Question

A certain type of laser emits light that has a frequency of $$5.2 \times 10^{14} \mathrm{Hz}$$ . The light, however, occurs as a series of short pulses, each lasting for a time of $$2.7 \times 10^{-11}$$ s. (a) How many wavelengths are there in one pulse? $$(b)$$ The light enters a pool of water. The frequency of the light remains the same, but the speed of the light slows down to $$2.3 \times 10^{8} \mathrm{m} / \mathrm{s} .$$ How many wavelengths are there now in one pulse?

Answer

## Question1.a:

**step1 Understand the relationship between frequency, duration, and number of wavelengths**

For a wave, the frequency represents the number of cycles (or oscillations) per second. The duration of the pulse indicates how long the wave is emitted. Therefore, to find the total number of wavelengths within one pulse, we multiply the frequency by the pulse duration.

$$ \text{Number of Wavelengths} = \text{Frequency} \times \text{Pulse Duration} $$

**step2 Calculate the number of wavelengths in one pulse in the initial medium**

Substitute the given values for frequency and pulse duration into the formula to calculate the number of wavelengths. The frequency is $$5.2 \times 10^{14} \mathrm{Hz}$$ and the pulse duration is $$2.7 \times 10^{-11} \mathrm{s}$$.

$$ N = f \times \Delta t $$

$$ N = (5.2 \times 10^{14} \mathrm{Hz}) \times (2.7 \times 10^{-11} \mathrm{s}) $$

$$ N = (5.2 \times 2.7) \times (10^{14} \times 10^{-11}) $$

$$ N = 14.04 \times 10^{3} $$

$$ N = 14040 $$

## Question1.b:

**step1 Analyze the effect of changing medium on frequency and pulse duration**

When light enters a new medium, its speed and wavelength change, but its frequency remains constant. The problem statement explicitly says "The frequency of the light remains the same." Also, the duration of each pulse is an intrinsic property of the laser emission, so it also remains constant regardless of the medium the light travels through.
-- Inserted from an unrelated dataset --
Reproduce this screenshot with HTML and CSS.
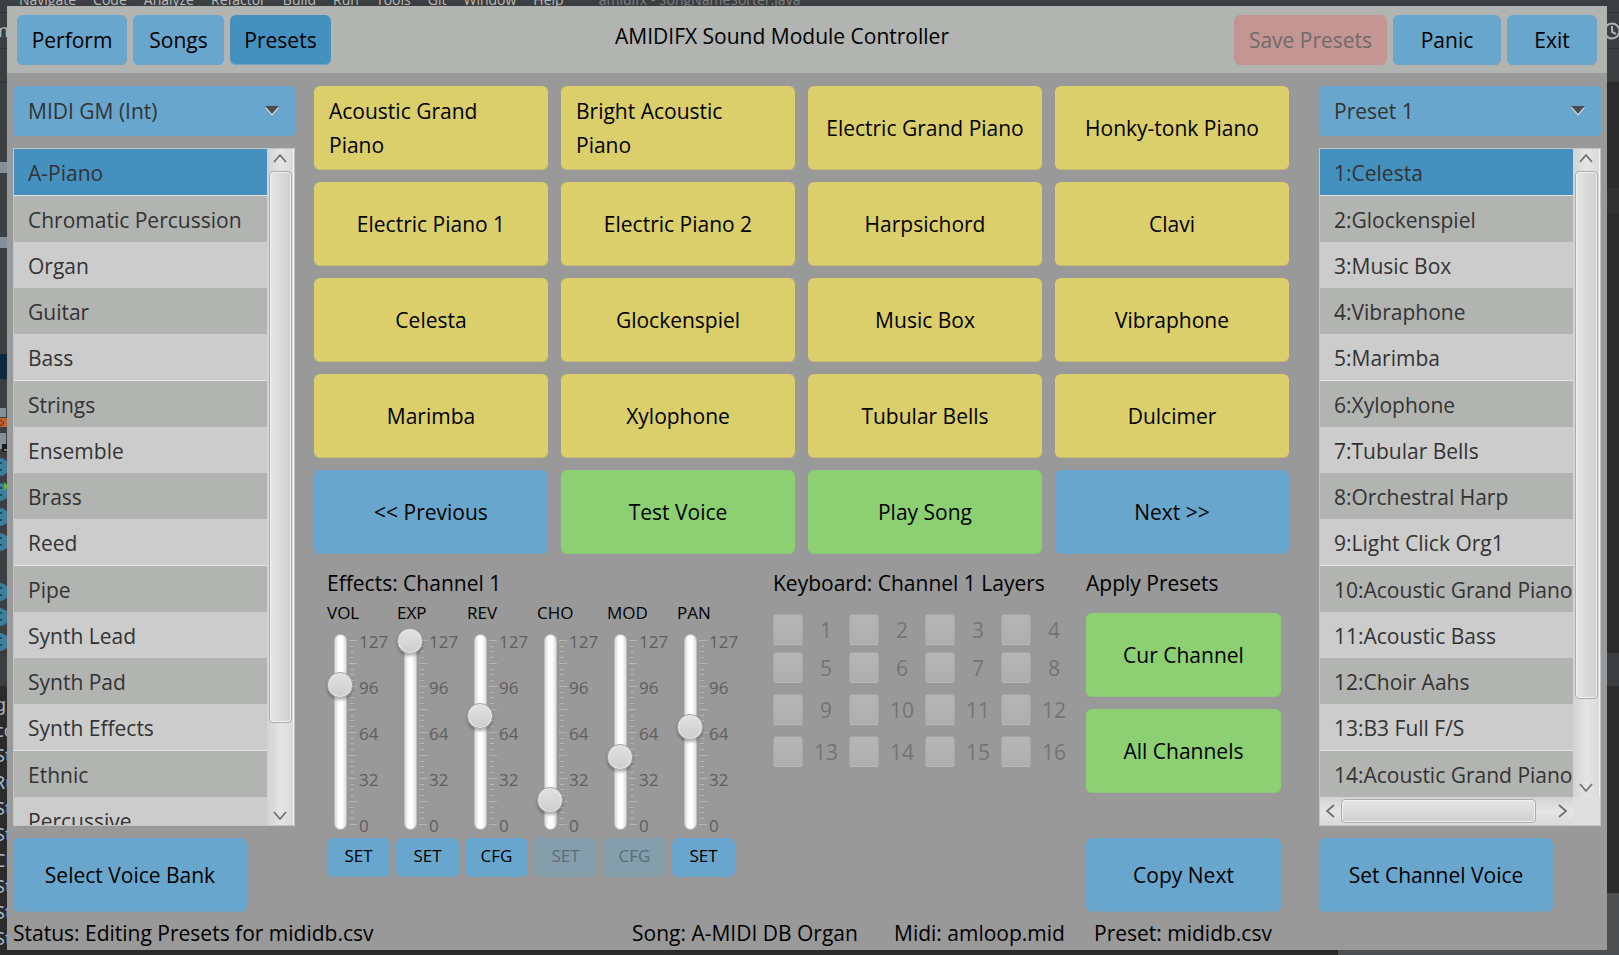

Since the number of wavelengths in a pulse is determined by the frequency and the pulse duration, and both remain unchanged, the number of wavelengths in one pulse will also remain the same.

$$ \text{Number of Wavelengths} = \text{Frequency (constant)} \times \text{Pulse Duration (constant)} $$

**step2 Determine the number of wavelengths in one pulse in water**

Since the frequency and pulse duration are unchanged when the light enters the water, the calculation from part (a) is still valid. The number of wavelengths in one pulse will be the same as calculated previously.

$$ N = 14040 $$